DE LA STAGNATION A L'EXPANSION UNIVERSITAIRE DES ANNEES 90 (" Université 2000 ")

Il faut attendre les années 90 et surtout la mise en oeuvre des programmes " Université 2000 " pour que le C.R.O.U.S. connaisse, à nouveau, une phase d'expansion. Celle-ci débute modestement en 1990, année où, pour la première fois depuis plus de 25 ans, un restaurant universitaire peut être construit : il s'agit de " Flers 2000 " sur le Domaine du Pont de Bois. Sur le même domaine 2 ans plus tard est mise en service une résidence universitaire, la 1ère à proximité immédiate de ces locaux d'enseignement.

C'est aussi l'époque où se multiplient les localisations universitaires liées notamment à la création des Universités de l'Artois et du Littoral. Des établissements du C.R.O.U.S. apparaissent alors dans toutes les villes universitaires de la Région : Arras, Calais, Dunkerque, Lens, Boulogne, Cambrai, Tourcoing, Douai, tandis que sont agrandis ou complétés ceux déjà existants à Roubaix, Béthune, Valenciennes et que des équipements accompagnent, à Lille même, le transfert de la Faculté de Droit dans le quartier de Moulins.

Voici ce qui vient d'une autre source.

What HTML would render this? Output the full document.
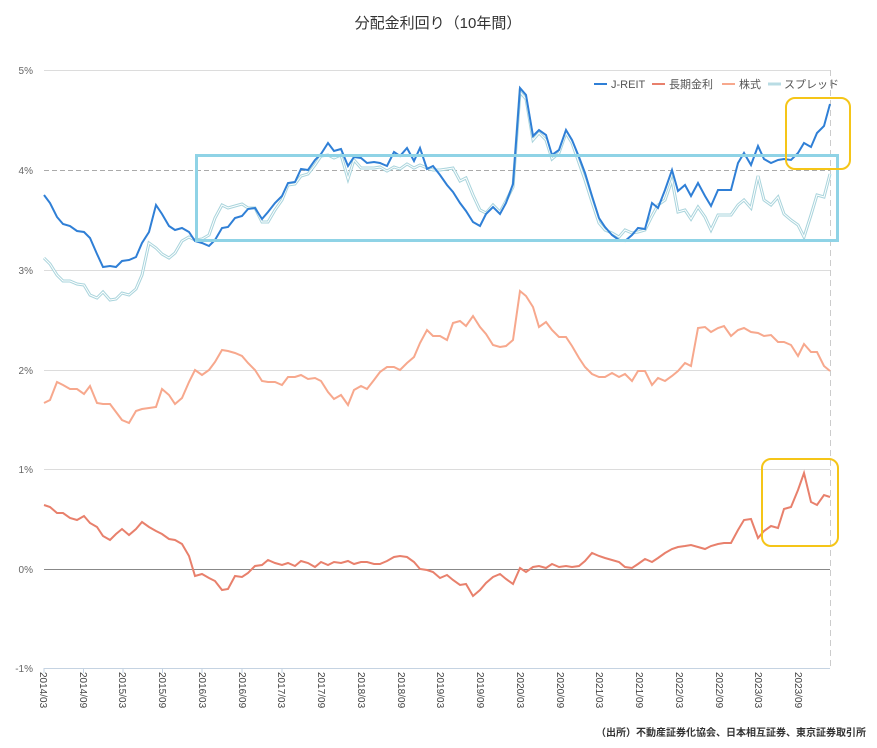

Ainsi, du " Comité des oeuvres en faveur des étudiants " de l'Université de Lille des origines, au C.R.O.U.S. désormais en charge des étudiants de toutes les universités et structures d'Enseignement Supérieur de la Région Nord/Pas-de-Calais, apparaît une constante : le développement de l'Enseignement Supérieur doit s'accompagner de la mise en place de structures d'accueil pour les étudiants.

Restaurants et Résidences universitaires sont ainsi la vitrine la plus visible des Oeuvres Universitaires. Mais parallèlement à cette expansion, les autres activités du C.R.O.U.S. ont connu un développement comparable et la vocation des oeuvres universitaires à être le véritable service social des étudiants a été non seulement maintenue mais confirmée, en 1992, par le transfert à ce service de la gestion des bourses d'enseignement supérieur.